Sorprende, por tanto, que ahora se trate de descalificar el esfuerzo colectivo de los últimos meses arguyendo que la consulta no es más que una estratagema “política” de López Obrador, como apuntan ya los Martínez y algunos vocingleros analistas, ahora asociados a sus amigos blanquiazules.
Por supuesto que el ejercicio ciudadano del domingo próximo es un ejercicio político de principio a fin, como lo es por sí misma la reforma de Petróleos Mexicanos.
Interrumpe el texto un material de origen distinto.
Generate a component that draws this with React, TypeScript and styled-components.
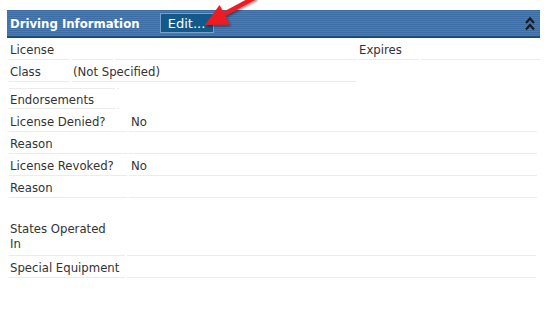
import styled, { createGlobalStyle } from "styled-components";

const GlobalStyle = createGlobalStyle`
  html, body {
    margin: 0;
    background: #fff;
  }
  body {
    font-family: "DejaVu Sans Condensed", "DejaVu Sans", Verdana, sans-serif;
    font-stretch: semi-condensed;
    font-size: 13px;
    line-height: 15px;
    color: #333;
  }
`;

const Page = styled.div`
  position: relative;
  width: 533px;
  padding: 10px 0 0 7px;
`;

const Bar = styled.div`
  display: flex;
  align-items: center;
  height: 26px;
  padding: 0 5px 0 3px;
  background: repeating-linear-gradient(
    to bottom,
    #3c6da4 0,
    #3c6da4 1px,
    #4b7cb4 1px,
    #4b7cb4 2px
  );
  border-bottom: 2px solid #1b4b7b;
`;

const Title = styled.h2`
  margin: 0;
  font-size: 13px;
  font-weight: bold;
  color: #fff;
`;

const EditButton = styled.button`
  margin-left: 20px;
  width: 54px;
  height: 20px;
  padding: 0;
  background: #135a8b;
  border: 1px solid #77a1c7;
  color: #fff;
  font-family: "DejaVu Sans", Verdana, sans-serif;
  font-size: 13px;
  cursor: pointer;
`;

const Collapse = styled.button`
  display: flex;
  margin-left: auto;
  padding: 0;
  background: none;
  border: 0;
`;

const Arrow = styled.svg`
  position: absolute;
  left: 0;
  top: 0;
  overflow: visible;
  pointer-events: none;
`;

const Section = styled.div<{ $cols: string; $rows: string; $top: number }>`
  display: grid;
  grid-template-columns: ${(p) => p.$cols};
  grid-template-rows: ${(p) => p.$rows};
  column-gap: 2px;
  row-gap: 1px;
  margin: ${(p) => p.$top}px 0 0 2px;
`;

const Cell = styled.div<{ $span?: number; $nowrap?: boolean }>`
  display: flex;
  align-items: center;
  padding: 1px 1px 0;
  border-bottom: 1px solid #ececec;
  grid-column: span ${(p) => p.$span ?? 1};
  white-space: ${(p) => (p.$nowrap ? "nowrap" : "normal")};
`;

const ValueCell = styled(Cell)`
  padding-left: 2px;
`;

export default function App() {
  return (
    <>
      <GlobalStyle />
      <Page>
        <Bar>
          <Title>Driving Information</Title>
          <EditButton>Edit...</EditButton>
          <Collapse aria-label="Collapse">
            <svg width="10" height="15" viewBox="0 0 10 15">
              <path d="M1 7 L5 2.5 L9 7" fill="none" stroke="#1c1c1c" strokeWidth="2.2" />
              <path d="M1 13.5 L5 9 L9 13.5" fill="none" stroke="#1c1c1c" strokeWidth="2.2" />
            </svg>
          </Collapse>
        </Bar>

        <Section $cols="61px 41px 241px 61px 119px" $rows="21px 21px" $top={1}>
          <Cell>License</Cell>
          <Cell />
          <Cell />
          <Cell>Expires</Cell>
          <Cell />
          <Cell>Class</Cell>
          <Cell $span={2}>(Not Specified)</Cell>
        </Section>

        <Section $cols="106px 2px" $rows="6px 19px" $top={1}>
          <Cell />
          <Cell />
          <Cell>Endorsements</Cell>
          <Cell />
        </Section>

        <Section $cols="118px 408px" $rows="22px 21px 21px 21px" $top={1}>
          <Cell $nowrap>License Denied?</Cell>
          <ValueCell>No</ValueCell>
          <Cell>Reason</Cell>
          <ValueCell />
          <Cell $nowrap>License Revoked?</Cell>
          <ValueCell>No</ValueCell>
          <Cell>Reason</Cell>
          <ValueCell />
        </Section>

        <Section $cols="116px 409px" $rows="40px 21px" $top={18}>
          <Cell>
            States Operated
            <br />
            In
          </Cell>
          <ValueCell />
          <Cell $nowrap>Special Equipment</Cell>
          <ValueCell />
        </Section>

        <Arrow width="550" height="40" viewBox="0 0 550 40">
          <defs>
            <filter id="arrowShadow" x="-20%" y="-20%" width="140%" height="140%">
              <feDropShadow dx="1" dy="1.5" stdDeviation="1" floodColor="#000" floodOpacity="0.45" />
            </filter>
          </defs>
          <g filter="url(#arrowShadow)" fill="#ec1c24" stroke="none">
            <path d="M254 -2 L226 13" stroke="#ec1c24" strokeWidth="4.5" strokeLinecap="round" />
            <polygon points="205,25 219.5,5 230,24.5" />
          </g>
        </Arrow>
      </Page>
    </>
  );
}
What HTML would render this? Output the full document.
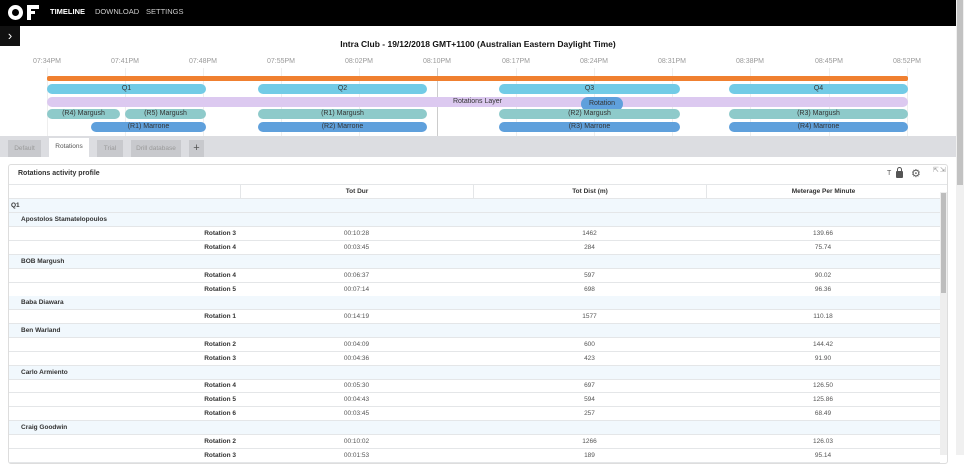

Lo es por el contenido de la consulta; por el carácter de los convocantes y por las implicaciones que inevitablemente tendrá sobre la correlación de fuerzas nacional.
Además, más allá de sus alcances y resultados (medibles según qué se espere de la votación) la exigencia de la consulta vino a subrayar (y ése es ya un logro) el retraso jurídico e institucional del cambio democrático en México, así como el oportunismo de fuerzas como el PAN, que en el pasado promovió iniciativas para introducir los mecanismos de la democracia directa y participativa, como el plebiscito y el referendo, y ahora los opone sin fundamento alguno al funcionamiento de la democracia representativa.
Curiosamente, algunos políticos afectados por el mal del “cretinismo legalista” quieren descalificar la consulta porque no tiene validez jurídica, es decir, porque carece de carácter “vinculante”, esto es, obligatorio. Y a eso llaman defensa de las instituciones democráticas, como si al Congreso de la Unión pudiera dañarle la expresión pública, directa, de la opinión de un conjunto de ciudadanos. Curiosamente, quienes hoy se lanzan contra la consulta son los mismos que quisieron dar un “albazo legislativo”, excluyente, sin consideración alguna por los argumentos de sus oponentes en el Congreso. Todo ello forma parte de una alarmante pérdida del sentido de realidad en las filas presidenciales, de la pertinaz ausencia de un análisis racional sobre la situación nacional que le permita a la autoridad sopesar los riesgos de sus decisiones. Por lo visto, el gobierno confía en un acuerdo de última hora con el PRI que le permita salvar la cara, aunque la reforma presidencial nazca muerta. Sólo así se explica que el senador Camarillo diga que los resultados del debate apuntan hacia “una clara aprobación de la iniciativa del Presidente”, cuando es obvio lo contrario. Por lo visto aceptarán como “victoria” lo que el PRI decida, que no será, por lo visto, en la línea expresada con claridad meridiana por Manuel Barttet y otros priístas contrarios a la privatización.
Uno de los mayores logros del debate en el Senado ha sido el replanteamiento de una concepción de país opuesta a la que sin gloria domina las cúpulas del poder en México. Quienes creían ganada la discusión con sólo lanzar la retahíla de lugares comunes contra los “tabúes”, supuestamente implícitos en la defensa de la industria petrolera, descubrieron con sorpresa la vigencia de los preceptos constitucionales en esta materia, la solidez de los argumentos jurídicos y técnicos que hoy se reivindican para apoyarlos, en fin, la viabilidad de pensar en una estrategia de desarrollo nacional sin las ataduras doctrinarias extraídas del manual del empresario feliz o del arcano estatista al que sería sucida volver.
Esa discusión, esbozada en sus grandes líneas en algunas ponencias presentadas en el Senado (pero no sólo ellas), debería servir a la izquierda para iniciar una investigación sistemática sobre la urgencia de reconstruir el país, tras las décadas de experimentación neoliberal. Es hora de sentar las bases de una nueva y amplia coalición nacional capaz de dirigir el cambio que necesitamos.